WHAT IS ASKED: Lines containing the word "would" should be extracted in full.

EXTRACTED ENTRIES:

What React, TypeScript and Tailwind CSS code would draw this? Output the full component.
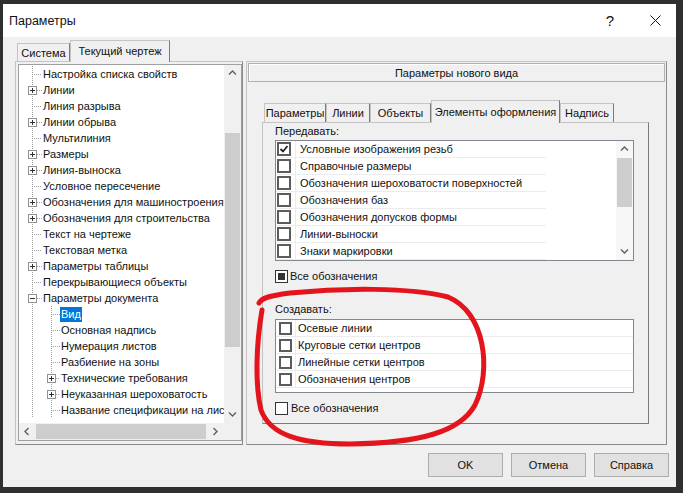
import React from "react";

type TNode = { t: string; l: 0 | 1; e?: "+" | "-"; s?: boolean };

const tree: TNode[] = [
  { t: "Настройка списка свойств", l: 0 },
  { t: "Линии", l: 0, e: "+" },
  { t: "Линия разрыва", l: 0 },
  { t: "Линии обрыва", l: 0, e: "+" },
  { t: "Мультилиния", l: 0 },
  { t: "Размеры", l: 0, e: "+" },
  { t: "Линия-выноска", l: 0, e: "+" },
  { t: "Условное пересечение", l: 0 },
  { t: "Обозначения для машиностроения", l: 0, e: "+" },
  { t: "Обозначения для строительства", l: 0, e: "+" },
  { t: "Текст на чертеже", l: 0 },
  { t: "Текстовая метка", l: 0 },
  { t: "Параметры таблицы", l: 0, e: "+" },
  { t: "Перекрывающиеся объекты", l: 0 },
  { t: "Параметры документа", l: 0, e: "-" },
  { t: "Вид", l: 1, s: true },
  { t: "Основная надпись", l: 1 },
  { t: "Нумерация листов", l: 1 },
  { t: "Разбиение на зоны", l: 1 },
  { t: "Технические требования", l: 1, e: "+" },
  { t: "Неуказанная шероховатость", l: 1, e: "+" },
  { t: "Название спецификации на листе", l: 1 },
];

const DOT = "#a0a0a0";

function Conn({ l, e }: { l: 0 | 1; e?: "+" | "-" }) {
  const w = l === 0 ? 23 : 41;
  const cx = l === 0 ? 13.5 : 32.5;
  return (
    <svg width={w} height={16} className="shrink-0" shapeRendering="crispEdges">
      <line x1={13.5} y1={0} x2={13.5} y2={16} stroke={DOT} strokeDasharray="1 1" />
      {l === 1 && <line x1={32.5} y1={0} x2={32.5} y2={16} stroke={DOT} strokeDasharray="1 1" />}
      <line x1={e ? cx + 4 : cx + 1} y1={8.5} x2={w} y2={8.5} stroke={DOT} strokeDasharray="1 1" />
      {e && (
        <g>
          <rect x={cx - 4} y={4.5} width={8} height={8} fill="white" stroke="#919191" />
          <line x1={cx - 2.5} y1={8.5} x2={cx + 2.5} y2={8.5} stroke="#333" />
          {e === "+" && <line x1={cx} y1={6} x2={cx} y2={11} stroke="#333" />}
        </g>
      )}
    </svg>
  );
}

function Chev({ dir }: { dir: "up" | "down" | "left" | "right" }) {
  const pts =
    dir === "up"
      ? "1,5.5 4.5,2 8,5.5"
      : dir === "down"
      ? "1,2.5 4.5,6 8,2.5"
      : dir === "left"
      ? "5.5,1 2,4.5 5.5,8"
      : "2.5,1 6,4.5 2.5,8";
  return (
    <svg width={9} height={9}>
      <polyline points={pts} fill="none" stroke="#606060" strokeWidth={1.4} />
    </svg>
  );
}

function ListCheck({ checked, size = 14 }: { checked?: boolean; size?: number }) {
  return (
    <div
      className="border-2 border-[#5c5c5c] bg-white flex items-center justify-center shrink-0"
      style={{ width: size, height: size }}
    >
      {checked && (
        <svg width={10} height={10} viewBox="0 0 10 10">
          <polyline points="1.5,5 4,7.5 8.5,2" fill="none" stroke="#222" strokeWidth={1.8} />
        </svg>
      )}
    </div>
  );
}

const list1 = [
  "Условные изображения резьб",
  "Справочные размеры",
  "Обозначения шероховатости поверхностей",
  "Обозначения баз",
  "Обозначения допусков формы",
  "Линии-выноски",
  "Знаки маркировки",
];

const list2 = [
  "Осевые линии",
  "Круговые сетки центров",
  "Линейные сетки центров",
  "Обозначения центров",
];

function Tab({ label, w, selected }: { label: string; w: number; selected?: boolean }) {
  if (selected) {
    return (
      <div
        className="relative z-10 h-[23px] -mb-[1px] bg-[#f0f0f0] border border-b-0 border-[#c4c4c4] border-r-[#7a7a7a] flex items-start pt-[3px] justify-center whitespace-nowrap"
        style={{ width: w }}
      >
        {label}
      </div>
    );
  }
  return (
    <div
      className="h-[19px] bg-[#f0f0f0] border border-b-0 border-[#c4c4c4] border-r-[#7a7a7a] flex items-center justify-center whitespace-nowrap"
      style={{ width: w }}
    >
      {label}
    </div>
  );
}

export default function App() {
  return (
    <div className="relative w-[683px] h-[493px] bg-[#2f2f2f] pt-[4px] pl-[3px] font-['Liberation_Sans',Arial,sans-serif] text-[11px] leading-[16px] text-[#111] overflow-hidden">
      <div className="w-[673px] h-[483px] bg-[#f0f0f0] flex flex-col">
        {/* Title bar */}
        <div className="h-[33px] bg-white flex items-center shrink-0">
          <span className="ml-[6px] text-[12.5px]">Параметры</span>
          <span className="ml-auto w-[10px] text-center text-[15px] leading-[16px]">?</span>
          <svg width={11} height={11} className="ml-[35px] mr-[15px]">
            <line x1={0.5} y1={0.5} x2={10.5} y2={10.5} stroke="#111" strokeWidth={1} />
            <line x1={10.5} y1={0.5} x2={0.5} y2={10.5} stroke="#111" strokeWidth={1} />
          </svg>
        </div>

        {/* Top tabs */}
        <div className="mt-[3px] h-[21px] flex items-end pl-[14px] shrink-0">
          <div className="h-[18px] w-[53px] border border-b-0 border-[#c4c4c4] border-r-[#7a7a7a] flex items-center justify-center">
            Система
          </div>
          <div className="relative z-10 h-[22px] -mb-[1px] w-[100px] bg-[#f0f0f0] border border-b-0 border-[#c4c4c4] border-r-[#7a7a7a] flex items-start pt-[2px] justify-center whitespace-nowrap">
            Текущий чертеж
          </div>
        </div>

        {/* Content */}
        <div className="flex h-[384px] shrink-0">
          {/* Left panel */}
          <div className="ml-[12px] w-[228px] h-full border border-[#c4c4c4] border-r-[#8a8a8a] border-b-[#8a8a8a] pt-[2px] pl-[2px]">
            <div className="w-[224px] h-[377px] border border-[#a0a0a0] bg-white grid grid-cols-[205px_17px] grid-rows-[358px_17px]">
              <div className="overflow-hidden pt-[1px]">
                {tree.map((n, i) => (
                  <div key={i} className="flex h-[16px] items-center whitespace-nowrap">
                    <Conn l={n.l} e={n.e} />
                    <span
                      className={
                        n.s
                          ? "px-[1px] bg-[#0078d7] text-white leading-[15px]"
                          : "px-[1px] leading-[16px]"
                      }
                    >
                      {n.t}
                    </span>
                  </div>
                ))}
              </div>
              {/* vertical scrollbar */}
              <div className="flex flex-col bg-[#f0f0f0]">
                <div className="h-[17px] flex items-center justify-center">
                  <Chev dir="up" />
                </div>
                <div className="h-[51px]" />
                <div className="h-[214px] mx-[1px] bg-[#cdcdcd]" />
                <div className="flex-1" />
                <div className="h-[17px] flex items-center justify-center">
                  <Chev dir="down" />
                </div>
              </div>
              {/* horizontal scrollbar */}
              <div className="flex bg-[#f0f0f0]">
                <div className="w-[17px] flex items-center justify-center">
                  <Chev dir="left" />
                </div>
                <div className="w-[170px] my-[1px] bg-[#cdcdcd]" />
                <div className="flex-1" />
                <div className="w-[17px] flex items-center justify-center">
                  <Chev dir="right" />
                </div>
              </div>
              <div className="bg-[#f0f0f0]" />
            </div>
          </div>

          {/* Right panel */}
          <div className="ml-[3px] w-[421px] h-full border border-[#c4c4c4] border-r-[#8a8a8a] border-b-[#8a8a8a] flex flex-col">
            <div className="mx-[1px] mt-[1px] h-[19px] border border-[#b0b0b0] shadow-[inset_1px_1px_0_#ffffff] flex items-center justify-center">
              Параметры нового вида
            </div>

            <div className="ml-[15px] mt-[18px] flex flex-col">
              <div className="flex items-end pl-[2px] h-[22px]">
                <Tab label="Параметры" w={62} />
                <Tab label="Линии" w={44} />
                <Tab label="Объекты" w={61} />
                <Tab label="Элементы оформления" w={129} selected />
                <Tab label="Надпись" w={54} />
              </div>
              <div className="w-[387px] h-[302px] border border-[#c4c4c4] border-r-[#7a7a7a] border-b-[#7a7a7a] pl-[12px]">
                <div className="h-[16px]">Передавать:</div>
                <div className="mt-[1px] w-[359px] h-[121px] border border-[#828790] bg-white flex">
                  <div className="flex flex-col">
                    {list1.map((t, i) => (
                      <div key={i} className="flex h-[17px] border-b border-[#ececec]">
                        <div className="w-[20px] border-r border-[#ececec] flex items-center pl-[1px]">
                          <ListCheck checked={i === 0} />
                        </div>
                        <div className="w-[250px] pl-[4px] flex items-center whitespace-nowrap">{t}</div>
                      </div>
                    ))}
                  </div>
                  <div className="ml-auto w-[17px] flex flex-col bg-[#f7f7f7]">
                    <div className="h-[17px] flex items-center justify-center">
                      <Chev dir="up" />
                    </div>
                    <div className="h-[49px] mx-[1px] bg-[#cdcdcd]" />
                    <div className="flex-1" />
                    <div className="h-[17px] flex items-center justify-center">
                      <Chev dir="down" />
                    </div>
                  </div>
                </div>

                <div className="mt-[8px] h-[14px] flex items-center">
                  <div className="w-[13px] h-[13px] border border-[#333] bg-white p-[2px]">
                    <div className="w-full h-full bg-[#333]" />
                  </div>
                  <span className="ml-[2px] leading-[14px]">Все обозначения</span>
                </div>

                <div className="mt-[18px] h-[16px]">Создавать:</div>
                <div className="mt-[2px] w-[359px] h-[74px] border border-[#828790] bg-white flex flex-col">
                  {list2.map((t, i) => (
                    <div key={i} className="flex h-[17px] border-b border-[#ececec]">
                      <div className="w-[20px] border-r border-[#ececec] flex items-center pl-[3px]">
                        <ListCheck size={13} />
                      </div>
                      <div className="w-[250px] pl-[2px] flex items-center whitespace-nowrap">{t}</div>
                    </div>
                  ))}
                </div>

                <div className="mt-[8px] h-[14px] flex items-center">
                  <div className="w-[13px] h-[13px] border border-[#333] bg-white" />
                  <span className="ml-[3px] leading-[14px]">Все обозначения</span>
                </div>
              </div>
            </div>
          </div>
        </div>

        {/* Buttons */}
        <div className="mt-[8px] h-[24px] flex justify-end gap-[8px] pr-[7px] shrink-0">
          {["OK", "Отмена", "Справка"].map((b) => (
            <div
              key={b}
              className="w-[75px] h-[24px] bg-[#e1e1e1] border border-[#adadad] flex items-center justify-center"
            >
              {b}
            </div>
          ))}
        </div>
      </div>

      {/* Red hand-drawn circle overlay */}
      <svg
        className="absolute left-0 top-0 pointer-events-none"
        width={683}
        height={493}
        viewBox="0 0 683 493"
      >
        <path
          d="M 259 303 C 262 298, 268 296, 290 293 C 340 288, 410 287, 448 297 C 485 312, 492 370, 475 405 C 460 432, 420 443, 350 444 C 300 444, 270 435, 261 410 C 255 385, 256 345, 262 310"
          fill="none"
          stroke="#e3141b"
          strokeWidth={5}
          strokeLinecap="round"
          strokeLinejoin="round"
        />
      </svg>
    </div>
  );
}
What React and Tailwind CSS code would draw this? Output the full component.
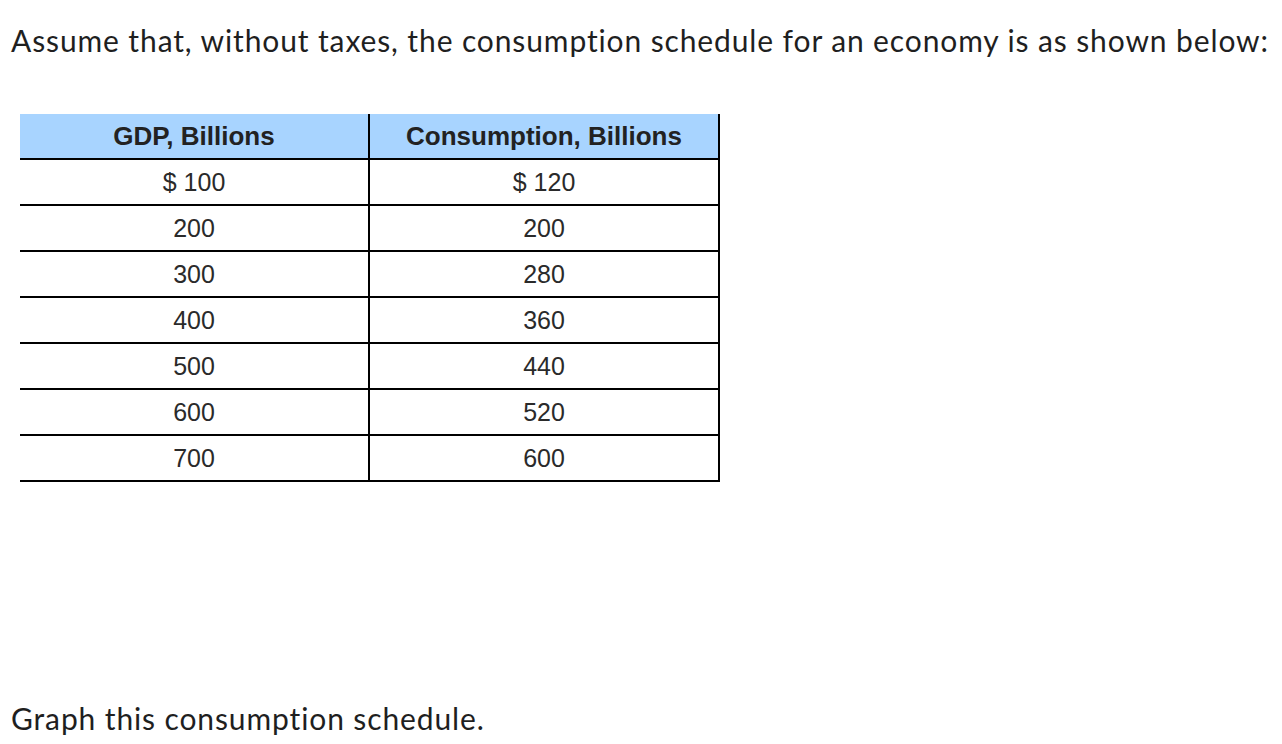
const rows = [
  ["$ 100", "$ 120"],
  ["200", "200"],
  ["300", "280"],
  ["400", "360"],
  ["500", "440"],
  ["600", "520"],
  ["700", "600"]
];

export default function App() {
  return (
    <div className="min-h-screen bg-white pl-[11px] pt-[20px] text-[#1f1f1f]" style={{ fontFamily: "Lato, 'Open Sans', sans-serif" }}>
      <p className="whitespace-nowrap text-[30px] leading-[40px] tracking-[0.88px]">
        Assume that, without taxes, the consumption schedule for an economy is as shown below:
      </p>

      <div className="mt-[54px] ml-[9px] w-[700px] text-[25px]" style={{ fontFamily: "'Liberation Sans', Arial, sans-serif" }}>
        <div className="flex h-[46px] border-b-2 border-black bg-[#a8d4ff] text-[26px] font-bold text-[#222]">
          <div className="flex w-[350px] items-center justify-center border-r-2 border-black pt-[1px]">GDP, Billions</div>
          <div className="flex w-[350px] items-center justify-center border-r-2 border-black pt-[1px]">Consumption, Billions</div>
        </div>
        {rows.map(([gdp, cons]) => (
          <div key={gdp} className="flex h-[46px] border-b-2 border-black text-[#2a2a2a]">
            <div className="flex w-[350px] items-center justify-center border-r-2 border-black pt-[1px]">{gdp}</div>
            <div className="flex w-[350px] items-center justify-center border-r-2 border-black pt-[1px]">{cons}</div>
          </div>
        ))}
      </div>

      <p className="mt-[216px] text-[30px] leading-[40px] tracking-[0.88px]">Graph this consumption schedule.</p>
    </div>
  );
}
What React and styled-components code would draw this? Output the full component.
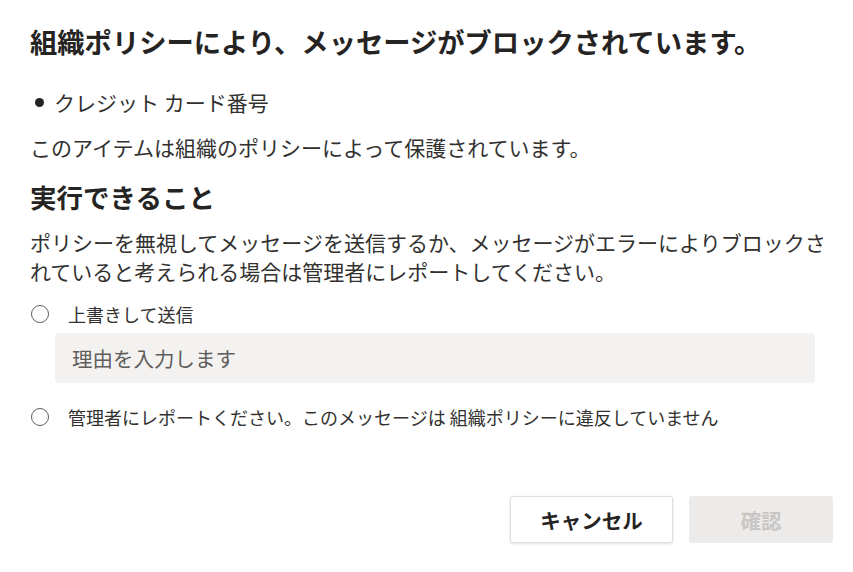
import React, { useState } from "react";
import styled, { createGlobalStyle } from "styled-components";

const GlobalStyle = createGlobalStyle`
  html, body {
    margin: 0;
    padding: 0;
    background: #ffffff;
  }
  body {
    font-family: "Noto Sans CJK JP", "Noto Sans", sans-serif;
    color: #323130;
  }
`;

const Dialog = styled.div`
  width: 853px;
  height: 572px;
  box-sizing: border-box;
  padding: 22px 20px 29px 30px;
  display: flex;
  flex-direction: column;
`;

const Title = styled.h1`
  margin: 0;
  font-size: 27.3px;
  font-weight: 700;
  line-height: 38px;
  color: #252423;
  white-space: nowrap;
`;

const List = styled.ul`
  margin: 27px 0 0;
  padding: 0 0 0 5px;
  list-style: none;
`;

const Item = styled.li`
  display: flex;
  align-items: center;
  gap: 10px;
  font-size: 21px;
  line-height: 30px;
  &::before {
    content: "";
    width: 9px;
    height: 9px;
    border-radius: 50%;
    background: #252423;
  }
`;

const Text = styled.p`
  margin: ${(p) => p.$top || 0}px 0 0;
  font-size: 21px;
  line-height: 29px;
`;

const Heading = styled.h2`
  margin: 16px 0 0;
  font-size: 26.5px;
  font-weight: 700;
  line-height: 38px;
  color: #252423;
`;

const Options = styled.div`
  margin-top: 15px;
  display: flex;
  flex-direction: column;
`;

const Option = styled.label`
  display: flex;
  align-items: center;
  gap: 19px;
  padding-left: 1px;
  font-size: 18px;
  line-height: 26px;
  cursor: pointer;
  margin-top: ${(p) => p.$top || 0}px;
`;

const Radio = styled.span`
  width: 18px;
  height: 18px;
  box-sizing: border-box;
  border-radius: 50%;
  border: 1px solid ${(p) => (p.$on ? "#0078d4" : "#605e5c")};
  display: flex;
  align-items: center;
  justify-content: center;
  flex-shrink: 0;
  &::after {
    content: "";
    width: 10px;
    height: 10px;
    border-radius: 50%;
    background: ${(p) => (p.$on ? "#0078d4" : "transparent")};
  }
`;

const Reason = styled.input`
  margin: 6px 18px 0 25px;
  height: 50px;
  box-sizing: border-box;
  border: none;
  border-radius: 4px;
  background: #f3f2f1;
  padding: 0 17px;
  font-family: inherit;
  font-size: 20.5px;
  color: #323130;
  outline: none;
  &::placeholder {
    color: #605e5c;
  }
`;

const Footer = styled.div`
  margin-top: auto;
  display: flex;
  justify-content: flex-end;
  gap: 16px;
`;

const Button = styled.button`
  height: 47px;
  width: ${(p) => p.$w}px;
  box-sizing: border-box;
  border-radius: 3px;
  font-family: inherit;
  font-size: 20.5px;
  font-weight: 700;
  border: 1px solid ${(p) => (p.$primary ? "transparent" : "#e1dfdd")};
  background: ${(p) => (p.$primary ? "#edebe9" : "#ffffff")};
  color: ${(p) => (p.$primary ? "#c8c6c4" : "#252423")};
  box-shadow: ${(p) => (p.$primary ? "none" : "0 1px 3px rgba(0,0,0,0.12)")};
  cursor: ${(p) => (p.$primary ? "default" : "pointer")};
`;

export default function App() {
  const [choice, setChoice] = useState(null);
  return (
    <>
      <GlobalStyle />
      <Dialog>
        <Title>組織ポリシーにより、メッセージがブロックされています。</Title>
        <List>
          <Item>クレジット カード番号</Item>
        </List>
        <Text $top={16}>このアイテムは組織のポリシーによって保護されています。</Text>
        <Heading>実行できること</Heading>
        <Text $top={12}>
          ポリシーを無視してメッセージを送信するか、メッセージがエラーによりブロックされていると考えられる場合は管理者にレポートしてください。
        </Text>
        <Options>
          <Option onClick={() => setChoice("override")}>
            <Radio $on={choice === "override"} />
            上書きして送信
          </Option>
          <Reason placeholder="理由を入力します" />
          <Option $top={21} onClick={() => setChoice("report")}>
            <Radio $on={choice === "report"} />
            管理者にレポートください。このメッセージは 組織ポリシーに違反していません
          </Option>
        </Options>
        <Footer>
          <Button $w={163}>キャンセル</Button>
          <Button $w={144} $primary disabled>
            確認
          </Button>
        </Footer>
      </Dialog>
    </>
  );
}
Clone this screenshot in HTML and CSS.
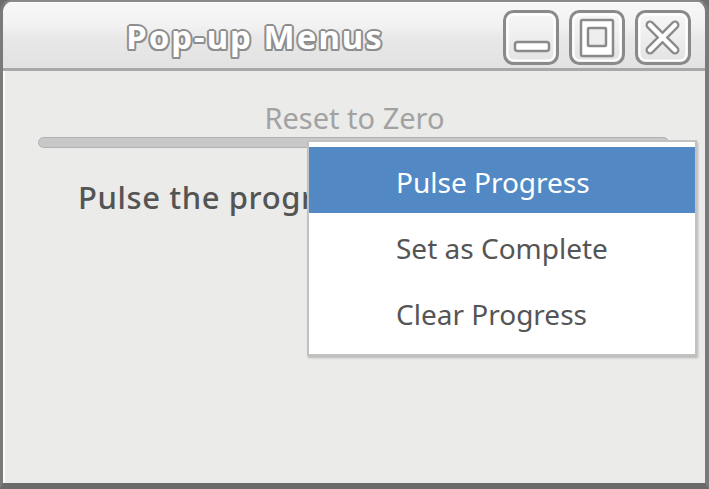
FILE: index.html
```html
<!DOCTYPE html>
<html>
<head>
<meta charset="utf-8">
<link rel="stylesheet" href="styles.css">
</head>
<body>
<div class="window">
  <div class="titlebar">
    <div class="title">Pop-up Menus</div>
    <div class="buttons">
      <svg class="wbtn" width="56" height="55" viewBox="0 0 56 55">
        <defs>
          <linearGradient id="bg" x1="0" y1="0" x2="0" y2="1">
            <stop offset="0" stop-color="#f7f7f7"/>
            <stop offset="0.5" stop-color="#eeeeee"/>
            <stop offset="1" stop-color="#e2e2e2"/>
          </linearGradient>
        </defs>
        <rect x="1.5" y="1.5" width="53" height="52" rx="9" fill="url(#bg)" stroke="#8a8a8a" stroke-width="3"/>
        <rect x="4.5" y="4.5" width="47" height="46" rx="6.5" fill="none" stroke="#ffffff" stroke-width="2"/>
        <rect x="12" y="32" width="34" height="9" rx="2.5" fill="#ffffff" stroke="#8a8a8a" stroke-width="2.5"/>
      </svg>
      <svg class="wbtn" width="56" height="55" viewBox="0 0 56 55">
        <rect x="1.5" y="1.5" width="53" height="52" rx="9" fill="url(#bg)" stroke="#8a8a8a" stroke-width="3"/>
        <rect x="4.5" y="4.5" width="47" height="46" rx="6.5" fill="none" stroke="#ffffff" stroke-width="2"/>
        <rect x="12" y="10" width="32" height="36" rx="1.5" fill="#ffffff" stroke="#8a8a8a" stroke-width="2.5"/>
        <rect x="19" y="18" width="18" height="18" rx="1" fill="#eeeeee" stroke="#8a8a8a" stroke-width="2.5"/>
      </svg>
      <svg class="wbtn" width="56" height="55" viewBox="0 0 56 55">
        <rect x="1.5" y="1.5" width="53" height="52" rx="9" fill="url(#bg)" stroke="#8a8a8a" stroke-width="3"/>
        <rect x="4.5" y="4.5" width="47" height="46" rx="6.5" fill="none" stroke="#ffffff" stroke-width="2"/>
        <path d="M15 15 L40 40 M40 15 L15 40" stroke="#8a8a8a" stroke-width="9" stroke-linecap="round" fill="none"/>
        <path d="M15 15 L40 40 M40 15 L15 40" stroke="#ffffff" stroke-width="4.5" stroke-linecap="round" fill="none"/>
      </svg>
    </div>
  </div>
  <div class="content">
    <div class="reset">Reset to Zero</div>
    <div class="trough"></div>
    <div class="label">Pulse the progress bar</div>
    <div class="menu">
      <div class="item active">Pulse Progress</div>
      <div class="item">Set as Complete</div>
      <div class="item">Clear Progress</div>
    </div>
  </div>
</div>
</body>
</html>
```

FILE: styles.css
```css
html, body {
  margin: 0;
  padding: 0;
  width: 709px;
  height: 489px;
  overflow: hidden;
  background: #6e6e6e;
}

.window {
  box-sizing: border-box;
  width: 709px;
  height: 489px;
  display: flex;
  flex-direction: column;
  border-left: 3px solid #7a7a7a;
  border-right: 4px solid #7a7a7a;
  border-bottom: 6px solid #6a6a6a;
  border-top: 2px solid #8a8a8a;
  border-radius: 12px 12px 0 0;
  background: #ebebea;
  font-family: "Noto Sans", "DejaVu Sans", sans-serif;
  overflow: hidden;
}

.titlebar {
  height: 66px;
  flex: none;
  display: flex;
  align-items: flex-start;
  background: linear-gradient(#f7f7f7 0%, #f2f2f2 35%, #e8e8e8 55%, #e2e2e2 100%);
  border-bottom: 3px solid #a8a8a8;
  box-shadow: inset 0 1px 0 #ffffff;
}

.title {
  flex: 1;
  text-align: center;
  font-size: 33px;
  font-weight: 700;
  letter-spacing: 2px;
  color: #ffffff;
  line-height: 40px;
  margin-top: 15px;
  padding-left: 4px;
  text-shadow:
    2px 0 0 #8e8e8e, -2px 0 0 #8e8e8e, 0 2px 0 #8e8e8e, 0 -2px 0 #8e8e8e,
    1.5px 1.5px 0 #8e8e8e, -1.5px 1.5px 0 #8e8e8e, 1.5px -1.5px 0 #8e8e8e, -1.5px -1.5px 0 #8e8e8e;
}

.buttons {
  display: flex;
  gap: 10px;
  margin-top: 8px;
  margin-right: 14px;
}

.wbtn {
  display: block;
}

.content {
  flex: 1;
  position: relative;
  border-left: 2px solid #fbfbfb;
  padding: 31px 36px 0 33px;
}

.reset {
  text-align: center;
  font-size: 29px;
  line-height: 32px;
  color: #a2a2a2;
  padding-left: 2px;
}

.trough {
  margin-top: 3px;
  height: 9px;
  border: 1px solid #b2b2b2;
  border-radius: 6px;
  background: #c8c8c8;
}

.label {
  margin-top: 31px;
  padding-left: 40px;
  font-size: 31px;
  font-weight: 500;
  letter-spacing: 0.6px;
  line-height: 36px;
  color: #545454;
  white-space: nowrap;
}

.menu {
  position: absolute;
  left: 302px;
  top: 69px;
  width: 386px;
  background: #ffffff;
  border: 2px solid #c2c2c2;
  padding: 5px 0 9px;
  box-shadow: 1px 2px 2px rgba(0, 0, 0, 0.22);
}

.item {
  height: 66px;
  line-height: 70px;
  padding-left: 87px;
  font-size: 28px;
  color: #555555;
  overflow: hidden;
}

.item.active {
  background: #5289c4;
  color: #ffffff;
}
```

FINAL RESULT:
What React, TypeScript and Tailwind CSS code would draw this? Output the full component.
What React and Tailwind CSS code would draw this? Output the full component.
What React and styled-components code would draw this? Output the full component.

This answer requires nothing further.